## What is expected
Starting from the top of the material, restate each line exactly until the line that contains "import React from", which is also copied. Pictures are excluded.

## Supplied information
━━━━

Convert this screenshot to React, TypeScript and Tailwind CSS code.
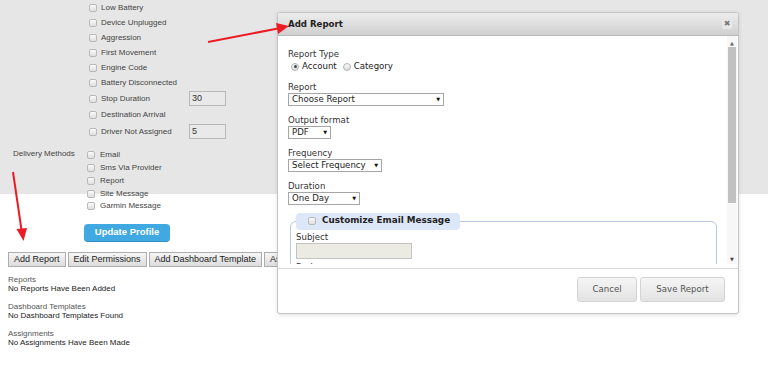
import React from "react";

const alertRows = [
  { label: "Low Battery", h: "h-[15px]" },
  { label: "Device Unplugged", h: "h-[15px]" },
  { label: "Aggression", h: "h-[15px]" },
  { label: "First Movement", h: "h-[15px]" },
  { label: "Engine Code", h: "h-[15px]" },
  { label: "Battery Disconnected", h: "h-[15px]" },
  { label: "Stop Duration", h: "h-[17px]", value: "30" },
  { label: "Destination Arrival", h: "h-[16px]" },
  { label: "Driver Not Assigned", h: "h-[17px]", value: "5" },
];

const deliveryRows = ["Email", "Sms Via Provider", "Report", "Site Message", "Garmin Message"];

const sections = [
  { title: "Reports", text: "No Reports Have Been Added" },
  { title: "Dashboard Templates", text: "No Dashboard Templates Found" },
  { title: "Assignments", text: "No Assignments Have Been Made" },
];

function Box() {
  return (
    <span className="block h-[8px] w-[8px] shrink-0 rounded-[2px] border border-[#b9b9b9] bg-[linear-gradient(#fbfbfb,#dedede)]" />
  );
}

function FakeSelect({ text, w }: { text: string; w: string }) {
  return (
    <div
      className={`flex h-[13px] items-center justify-between border border-[#a6a6a6] bg-white pl-[3px] pr-[3px] text-[8.6px] leading-none text-[#222] ${w}`}
    >
      <span>{text}</span>
      <span className="text-[5px] leading-none text-[#111]">▼</span>
    </div>
  );
}

function Field({ label, children }: { label: string; children: React.ReactNode }) {
  return (
    <div className="mb-[9px]">
      <div className="text-[8.6px] leading-[11px] text-[#333]">{label}</div>
      {children}
    </div>
  );
}

function Radio({ checked }: { checked?: boolean }) {
  return (
    <span className="flex h-[8px] w-[8px] items-center justify-center rounded-full border border-[#b3b3b3] bg-[linear-gradient(#fafafa,#dcdcdc)]">
      {checked ? <span className="h-[3px] w-[3px] rounded-full bg-[#444]" /> : null}
    </span>
  );
}

function AddReportModal() {
  return (
    <div className="absolute left-[277px] top-[12px] flex h-[302px] w-[462px] flex-col rounded-[3px] border border-[#c4c4c4] bg-white shadow-[0_1px_4px_rgba(0,0,0,0.12)] [font-family:'DejaVu_Sans',Verdana,sans-serif]">
      <div className="flex h-[23px] shrink-0 items-center justify-between rounded-t-[2px] border-b border-[#b9b9b9] bg-[linear-gradient(#ededed,#cfcfcf)] pl-[10px] pr-[6px]">
        <span className="text-[8.6px] font-bold text-[#222]">Add Report</span>
        <span className="flex h-[9px] w-[10px] items-center justify-center rounded-[2px] bg-[#e9e9e9] text-[8px] leading-none text-[#7a7a7a]">
          ✖
        </span>
      </div>

      <div className="mb-[4px] flex min-h-0 flex-1">
        <div className="min-w-0 flex-1 overflow-hidden pl-[10px] pt-[12.5px]">
          <div className="text-[8.6px] leading-[11px] text-[#333]">Report Type</div>
          <div className="mb-[8px] flex h-[14px] items-center text-[8.6px] text-[#222]">
            <span className="ml-[3px]">
              <Radio checked />
            </span>
            <span className="ml-[3px]">Account</span>
            <span className="ml-[6px]">
              <Radio />
            </span>
            <span className="ml-[3px]">Category</span>
          </div>

          <Field label="Report">
            <FakeSelect text="Choose Report" w="w-[156px]" />
          </Field>
          <Field label="Output format">
            <FakeSelect text="PDF" w="w-[43px]" />
          </Field>
          <Field label="Frequency">
            <FakeSelect text="Select Frequency" w="w-[94px]" />
          </Field>
          <Field label="Duration">
            <FakeSelect text="One Day" w="w-[72px]" />
          </Field>

          <fieldset className="ml-[2px] mt-[-1px] w-[427px] rounded-t-[6px] border border-[#b7c7df] px-[5px] pb-[4px]">
            <legend className="flex h-[17px] items-center rounded-[4px] bg-[#dce8f8] pl-[12px] pr-[10px]">
              <Box />
              <span className="ml-[6px] text-[8.8px] font-bold text-[#222]">Customize Email Message</span>
            </legend>
            <div className="mt-[2px] text-[8.6px] leading-[11px] text-[#333]">Subject</div>
            <div className="h-[16px] w-[116px] border border-[#c3c3c3] bg-[#ebebe4]" />
            <div className="mt-[3px] text-[8.6px] leading-[11px] text-[#333]">Body</div>
            <div className="h-[60px]" />
          </fieldset>
        </div>

        <div className="mr-[1px] flex w-[10px] shrink-0 flex-col items-center bg-[#f7f7f7]">
          <span className="mt-[3px] h-[8px] text-[5px] leading-[8px] text-[#666]">▲</span>
          <div className="h-[156px] w-[8px] bg-[#c1c1c1]" />
          <div className="flex-1" />
          <span className="mb-[1px] h-[8px] text-[5px] leading-[8px] text-[#444]">▼</span>
        </div>
      </div>

      <div className="flex h-[45px] shrink-0 items-start justify-end gap-[3px] border-t border-[#d9d9d9] pr-[13px] pt-[8px]">
        <button className="h-[25px] w-[60px] rounded-[3px] border border-[#d3d3d3] bg-[linear-gradient(#f5f5f5,#e3e3e3)] text-[8.6px] text-[#555]">
          Cancel
        </button>
        <button className="h-[25px] w-[85px] rounded-[3px] border border-[#d3d3d3] bg-[linear-gradient(#f5f5f5,#e3e3e3)] text-[8.6px] text-[#555]">
          Save Report
        </button>
      </div>
    </div>
  );
}

export default function App() {
  return (
    <div className="relative h-[366px] w-[768px] overflow-hidden bg-[linear-gradient(#e6e6e6_194px,#ffffff_194px)] [font-family:'Liberation_Sans',Arial,sans-serif]">
      <div className="flex flex-col">
        {alertRows.map((r) => (
          <div key={r.label} className={`flex items-center pl-[89px] ${r.h}`}>
            <Box />
            <span className="ml-[4px] w-[88px] text-[8px] text-[#444]">{r.label}</span>
            {r.value ? (
              <div className="flex h-[15px] w-[37px] items-center border border-[#b8b8b8] bg-[#e9e9e9] pl-[2px] text-[9px] text-[#333]">
                {r.value}
              </div>
            ) : null}
          </div>
        ))}
      </div>

      <div className="mt-[9px] flex">
        <div className="w-[87px] pl-[13px] text-[8px] leading-[9px] text-[#444]">Delivery Methods</div>
        <div className="flex flex-col">
          {deliveryRows.map((d) => (
            <div key={d} className="flex h-[12.75px] items-center">
              <Box />
              <span className="ml-[5px] text-[8px] text-[#444]">{d}</span>
            </div>
          ))}
        </div>
      </div>

      <div className="ml-[84px] mt-[11px] flex">
        <button className="h-[18px] w-[86px] rounded-[4px] border-b border-[#2f8fc4] bg-[#40a9e2] text-[9.5px] font-bold text-white">
          Update Profile
        </button>
      </div>

      <div className="ml-[8px] mt-[10px] flex gap-[2px]">
        {["Add Report", "Edit Permissions", "Add Dashboard Template", "Assign Templates"].map((b) => (
          <button
            key={b}
            className="h-[15px] border border-[#adadad] bg-[linear-gradient(#f6f6f6,#dcdcdc)] px-[5px] text-[9px] leading-none text-[#222]"
          >
            {b}
          </button>
        ))}
      </div>

      <div className="ml-[8px] mt-[8px] flex flex-col gap-[9px]">
        {sections.map((s) => (
          <div key={s.title} className="text-[8px] leading-[9px]">
            <div className="text-[#555]">{s.title}</div>
            <div className="text-[#222]">{s.text}</div>
          </div>
        ))}
      </div>

      <AddReportModal />

      <svg className="pointer-events-none absolute left-0 top-0" width="768" height="366">
        <line x1="208" y1="42" x2="278" y2="28.5" stroke="#ec1c24" strokeWidth="2" />
        <polygon points="289,26 276,23 278,34" fill="#ec1c24" />
        <line x1="13" y1="172" x2="21.5" y2="230" stroke="#ec1c24" strokeWidth="2" />
        <polygon points="23.5,241 16.5,229 27,228" fill="#ec1c24" />
      </svg>
    </div>
  );
}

━━━━

## Exercise answer
Convert this screenshot to React, TypeScript and Tailwind CSS code.
import React from "react";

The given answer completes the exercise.